Saved data entries:
+===+

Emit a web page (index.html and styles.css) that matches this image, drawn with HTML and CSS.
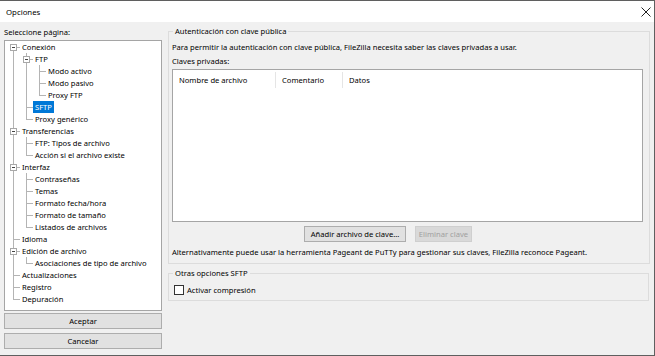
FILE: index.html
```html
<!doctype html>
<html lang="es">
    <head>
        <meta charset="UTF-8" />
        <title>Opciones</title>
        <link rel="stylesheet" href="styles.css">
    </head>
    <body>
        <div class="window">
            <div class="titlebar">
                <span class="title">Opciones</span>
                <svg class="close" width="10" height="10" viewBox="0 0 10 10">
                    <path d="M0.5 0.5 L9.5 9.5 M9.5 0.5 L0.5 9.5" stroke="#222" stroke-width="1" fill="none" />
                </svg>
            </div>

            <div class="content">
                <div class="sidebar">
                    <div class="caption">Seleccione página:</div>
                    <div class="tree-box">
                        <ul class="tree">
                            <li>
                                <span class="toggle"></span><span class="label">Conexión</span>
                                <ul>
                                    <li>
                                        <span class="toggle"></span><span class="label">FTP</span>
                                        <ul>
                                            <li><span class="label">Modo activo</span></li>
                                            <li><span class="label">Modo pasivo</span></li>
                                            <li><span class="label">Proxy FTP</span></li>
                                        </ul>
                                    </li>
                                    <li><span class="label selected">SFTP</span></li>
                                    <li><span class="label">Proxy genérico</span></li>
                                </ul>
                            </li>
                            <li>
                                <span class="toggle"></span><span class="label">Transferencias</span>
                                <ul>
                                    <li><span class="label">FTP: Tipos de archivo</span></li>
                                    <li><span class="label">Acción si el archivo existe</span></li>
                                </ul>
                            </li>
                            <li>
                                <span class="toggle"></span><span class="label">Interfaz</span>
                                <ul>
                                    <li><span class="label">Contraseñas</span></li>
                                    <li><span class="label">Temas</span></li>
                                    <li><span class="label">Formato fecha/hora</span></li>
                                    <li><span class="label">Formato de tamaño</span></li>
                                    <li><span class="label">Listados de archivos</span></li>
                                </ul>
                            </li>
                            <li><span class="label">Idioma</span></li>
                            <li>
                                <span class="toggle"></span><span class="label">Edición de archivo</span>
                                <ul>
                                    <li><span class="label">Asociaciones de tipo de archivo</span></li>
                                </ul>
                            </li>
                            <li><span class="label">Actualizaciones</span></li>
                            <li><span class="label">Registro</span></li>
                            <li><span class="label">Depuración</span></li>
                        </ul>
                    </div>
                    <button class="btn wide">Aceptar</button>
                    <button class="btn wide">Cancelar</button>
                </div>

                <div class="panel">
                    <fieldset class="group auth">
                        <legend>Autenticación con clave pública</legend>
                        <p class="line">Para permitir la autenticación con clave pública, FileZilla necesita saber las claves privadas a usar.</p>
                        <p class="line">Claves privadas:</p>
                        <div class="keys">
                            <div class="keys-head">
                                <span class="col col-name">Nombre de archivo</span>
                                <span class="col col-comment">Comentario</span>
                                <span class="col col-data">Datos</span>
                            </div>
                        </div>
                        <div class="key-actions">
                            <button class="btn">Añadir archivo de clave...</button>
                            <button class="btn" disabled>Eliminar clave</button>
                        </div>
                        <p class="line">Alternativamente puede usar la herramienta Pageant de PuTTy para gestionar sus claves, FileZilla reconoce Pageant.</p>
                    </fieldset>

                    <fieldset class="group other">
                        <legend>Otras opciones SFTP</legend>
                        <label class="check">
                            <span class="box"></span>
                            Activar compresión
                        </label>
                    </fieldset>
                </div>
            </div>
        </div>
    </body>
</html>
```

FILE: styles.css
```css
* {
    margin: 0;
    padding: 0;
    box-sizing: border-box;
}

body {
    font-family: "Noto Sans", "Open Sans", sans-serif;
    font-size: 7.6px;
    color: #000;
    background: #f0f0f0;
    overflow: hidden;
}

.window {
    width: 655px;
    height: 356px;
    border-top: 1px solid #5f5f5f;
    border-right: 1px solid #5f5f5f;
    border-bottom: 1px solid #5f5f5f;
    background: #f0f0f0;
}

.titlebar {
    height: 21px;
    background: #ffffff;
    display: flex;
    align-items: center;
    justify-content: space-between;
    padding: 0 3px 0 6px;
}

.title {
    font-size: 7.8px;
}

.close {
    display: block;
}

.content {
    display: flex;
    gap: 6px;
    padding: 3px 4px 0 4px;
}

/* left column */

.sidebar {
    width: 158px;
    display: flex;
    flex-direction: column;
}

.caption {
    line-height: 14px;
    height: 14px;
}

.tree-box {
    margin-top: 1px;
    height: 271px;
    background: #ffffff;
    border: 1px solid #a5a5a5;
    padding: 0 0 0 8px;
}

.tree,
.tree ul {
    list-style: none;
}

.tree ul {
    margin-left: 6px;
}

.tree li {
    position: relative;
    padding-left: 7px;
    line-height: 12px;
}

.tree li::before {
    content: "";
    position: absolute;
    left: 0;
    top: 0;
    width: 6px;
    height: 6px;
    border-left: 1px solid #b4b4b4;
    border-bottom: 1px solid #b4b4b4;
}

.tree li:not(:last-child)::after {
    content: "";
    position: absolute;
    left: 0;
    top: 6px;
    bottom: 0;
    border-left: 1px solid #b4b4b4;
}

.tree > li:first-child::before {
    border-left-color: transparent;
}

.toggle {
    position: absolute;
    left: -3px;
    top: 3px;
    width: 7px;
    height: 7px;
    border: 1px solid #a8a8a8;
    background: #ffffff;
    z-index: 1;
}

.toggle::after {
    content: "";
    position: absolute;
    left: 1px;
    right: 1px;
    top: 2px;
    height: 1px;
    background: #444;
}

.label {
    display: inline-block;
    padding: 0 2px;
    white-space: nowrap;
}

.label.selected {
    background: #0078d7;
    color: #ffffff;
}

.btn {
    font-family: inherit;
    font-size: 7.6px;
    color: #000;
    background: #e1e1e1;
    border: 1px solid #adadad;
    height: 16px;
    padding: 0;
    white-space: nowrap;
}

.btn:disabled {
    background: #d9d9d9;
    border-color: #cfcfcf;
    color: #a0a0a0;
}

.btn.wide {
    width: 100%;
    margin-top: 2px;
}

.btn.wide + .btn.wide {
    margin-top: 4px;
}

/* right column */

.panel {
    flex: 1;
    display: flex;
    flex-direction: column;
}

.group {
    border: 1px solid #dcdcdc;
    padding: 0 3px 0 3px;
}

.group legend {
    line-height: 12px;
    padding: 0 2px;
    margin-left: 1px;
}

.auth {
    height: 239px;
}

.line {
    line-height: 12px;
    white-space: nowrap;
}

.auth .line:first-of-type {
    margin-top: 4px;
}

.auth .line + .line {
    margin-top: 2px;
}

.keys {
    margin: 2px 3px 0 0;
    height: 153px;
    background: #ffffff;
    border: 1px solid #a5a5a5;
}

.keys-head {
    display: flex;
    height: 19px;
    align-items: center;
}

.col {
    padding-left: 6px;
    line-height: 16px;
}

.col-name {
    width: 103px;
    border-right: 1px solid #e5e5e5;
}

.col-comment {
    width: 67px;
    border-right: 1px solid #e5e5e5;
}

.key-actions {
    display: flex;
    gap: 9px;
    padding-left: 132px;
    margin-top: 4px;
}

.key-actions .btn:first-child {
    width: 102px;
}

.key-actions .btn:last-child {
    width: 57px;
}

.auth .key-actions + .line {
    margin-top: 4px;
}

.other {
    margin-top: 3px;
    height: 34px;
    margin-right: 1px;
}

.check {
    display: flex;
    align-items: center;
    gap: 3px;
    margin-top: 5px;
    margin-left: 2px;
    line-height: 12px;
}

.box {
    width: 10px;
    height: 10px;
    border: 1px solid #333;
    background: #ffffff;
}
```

+===+

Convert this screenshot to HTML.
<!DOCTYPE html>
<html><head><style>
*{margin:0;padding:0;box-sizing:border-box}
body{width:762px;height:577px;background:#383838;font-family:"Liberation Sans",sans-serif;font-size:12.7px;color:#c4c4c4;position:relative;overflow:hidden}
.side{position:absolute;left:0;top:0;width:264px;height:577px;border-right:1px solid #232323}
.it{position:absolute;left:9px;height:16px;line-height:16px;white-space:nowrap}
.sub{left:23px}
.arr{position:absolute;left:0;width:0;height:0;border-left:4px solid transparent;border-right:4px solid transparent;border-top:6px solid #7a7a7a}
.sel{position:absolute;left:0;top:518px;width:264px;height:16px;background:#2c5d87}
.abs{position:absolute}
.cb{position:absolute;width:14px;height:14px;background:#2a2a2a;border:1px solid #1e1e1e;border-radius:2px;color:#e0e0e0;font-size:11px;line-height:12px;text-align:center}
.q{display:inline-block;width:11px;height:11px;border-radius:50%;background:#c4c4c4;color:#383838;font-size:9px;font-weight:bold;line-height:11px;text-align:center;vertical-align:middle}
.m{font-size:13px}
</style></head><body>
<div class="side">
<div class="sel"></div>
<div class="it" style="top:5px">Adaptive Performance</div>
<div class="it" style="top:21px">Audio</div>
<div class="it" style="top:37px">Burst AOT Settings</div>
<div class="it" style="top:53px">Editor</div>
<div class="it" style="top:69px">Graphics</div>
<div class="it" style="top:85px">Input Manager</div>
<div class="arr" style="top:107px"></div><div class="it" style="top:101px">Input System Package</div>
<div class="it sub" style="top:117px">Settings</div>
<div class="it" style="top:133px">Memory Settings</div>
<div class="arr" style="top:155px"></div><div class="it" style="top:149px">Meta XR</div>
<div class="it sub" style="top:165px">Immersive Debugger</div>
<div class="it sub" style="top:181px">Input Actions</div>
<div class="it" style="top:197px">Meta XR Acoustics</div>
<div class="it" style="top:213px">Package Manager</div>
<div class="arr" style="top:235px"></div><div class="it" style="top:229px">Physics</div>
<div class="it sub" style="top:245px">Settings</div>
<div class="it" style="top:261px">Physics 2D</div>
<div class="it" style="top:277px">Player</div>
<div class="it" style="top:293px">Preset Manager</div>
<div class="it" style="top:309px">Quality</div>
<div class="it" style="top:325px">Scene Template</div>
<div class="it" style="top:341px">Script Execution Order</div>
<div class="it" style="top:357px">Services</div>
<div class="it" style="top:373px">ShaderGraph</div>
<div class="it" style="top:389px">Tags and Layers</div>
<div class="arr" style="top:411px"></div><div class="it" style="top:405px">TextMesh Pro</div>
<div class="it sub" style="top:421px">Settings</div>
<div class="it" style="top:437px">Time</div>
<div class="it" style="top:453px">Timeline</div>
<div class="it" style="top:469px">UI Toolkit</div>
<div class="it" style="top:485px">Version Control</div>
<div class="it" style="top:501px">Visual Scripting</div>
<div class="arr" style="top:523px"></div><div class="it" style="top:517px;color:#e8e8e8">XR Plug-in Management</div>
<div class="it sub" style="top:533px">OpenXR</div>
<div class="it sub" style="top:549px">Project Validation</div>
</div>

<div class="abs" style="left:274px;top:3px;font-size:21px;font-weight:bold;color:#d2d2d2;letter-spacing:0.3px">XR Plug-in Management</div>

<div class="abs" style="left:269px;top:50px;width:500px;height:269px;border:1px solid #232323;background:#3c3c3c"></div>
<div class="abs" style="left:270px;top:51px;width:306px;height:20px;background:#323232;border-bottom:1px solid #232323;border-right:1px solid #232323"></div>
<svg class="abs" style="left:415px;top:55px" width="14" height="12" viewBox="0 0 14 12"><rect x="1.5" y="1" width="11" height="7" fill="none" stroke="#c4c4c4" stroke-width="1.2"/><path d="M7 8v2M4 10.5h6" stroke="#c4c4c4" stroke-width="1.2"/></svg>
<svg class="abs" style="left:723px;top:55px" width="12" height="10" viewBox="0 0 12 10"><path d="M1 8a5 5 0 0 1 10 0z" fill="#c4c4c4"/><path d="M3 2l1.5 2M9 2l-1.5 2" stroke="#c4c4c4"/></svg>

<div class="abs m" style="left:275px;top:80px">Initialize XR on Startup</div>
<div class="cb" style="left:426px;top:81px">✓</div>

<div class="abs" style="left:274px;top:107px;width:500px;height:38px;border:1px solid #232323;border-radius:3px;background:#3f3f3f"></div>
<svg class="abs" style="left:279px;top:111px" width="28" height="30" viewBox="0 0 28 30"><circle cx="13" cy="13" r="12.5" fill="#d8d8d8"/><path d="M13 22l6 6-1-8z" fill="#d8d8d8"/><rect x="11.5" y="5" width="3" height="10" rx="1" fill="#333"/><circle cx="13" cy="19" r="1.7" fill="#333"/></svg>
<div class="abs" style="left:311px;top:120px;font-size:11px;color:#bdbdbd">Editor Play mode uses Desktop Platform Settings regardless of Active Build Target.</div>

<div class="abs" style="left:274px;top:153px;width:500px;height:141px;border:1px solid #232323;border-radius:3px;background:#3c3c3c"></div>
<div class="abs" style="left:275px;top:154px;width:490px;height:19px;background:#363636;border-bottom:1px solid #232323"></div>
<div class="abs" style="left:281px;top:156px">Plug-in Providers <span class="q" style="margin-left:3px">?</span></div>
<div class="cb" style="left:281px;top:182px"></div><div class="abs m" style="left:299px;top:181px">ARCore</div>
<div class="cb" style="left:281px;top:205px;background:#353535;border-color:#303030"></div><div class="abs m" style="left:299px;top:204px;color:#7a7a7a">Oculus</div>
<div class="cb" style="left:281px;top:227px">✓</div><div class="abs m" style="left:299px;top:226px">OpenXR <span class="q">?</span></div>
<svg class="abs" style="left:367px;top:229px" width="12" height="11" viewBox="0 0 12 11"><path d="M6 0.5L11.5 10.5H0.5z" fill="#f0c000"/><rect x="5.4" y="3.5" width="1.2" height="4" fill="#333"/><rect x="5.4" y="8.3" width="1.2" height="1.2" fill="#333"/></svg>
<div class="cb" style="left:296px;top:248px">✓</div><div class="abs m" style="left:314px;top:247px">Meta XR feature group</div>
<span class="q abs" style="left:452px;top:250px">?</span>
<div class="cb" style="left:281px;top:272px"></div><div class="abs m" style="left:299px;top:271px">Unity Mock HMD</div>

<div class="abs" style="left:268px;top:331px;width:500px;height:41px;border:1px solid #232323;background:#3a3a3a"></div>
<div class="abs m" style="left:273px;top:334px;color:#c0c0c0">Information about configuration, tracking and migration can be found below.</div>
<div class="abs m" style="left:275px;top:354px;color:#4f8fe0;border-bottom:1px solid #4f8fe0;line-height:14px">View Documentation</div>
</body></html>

+===+

Copy each line holding the word "index" from the listing above.

Emit a web page (index.html and styles.css) that matches this image, drawn with HTML and CSS.
FILE: index.html
    z-index: 1;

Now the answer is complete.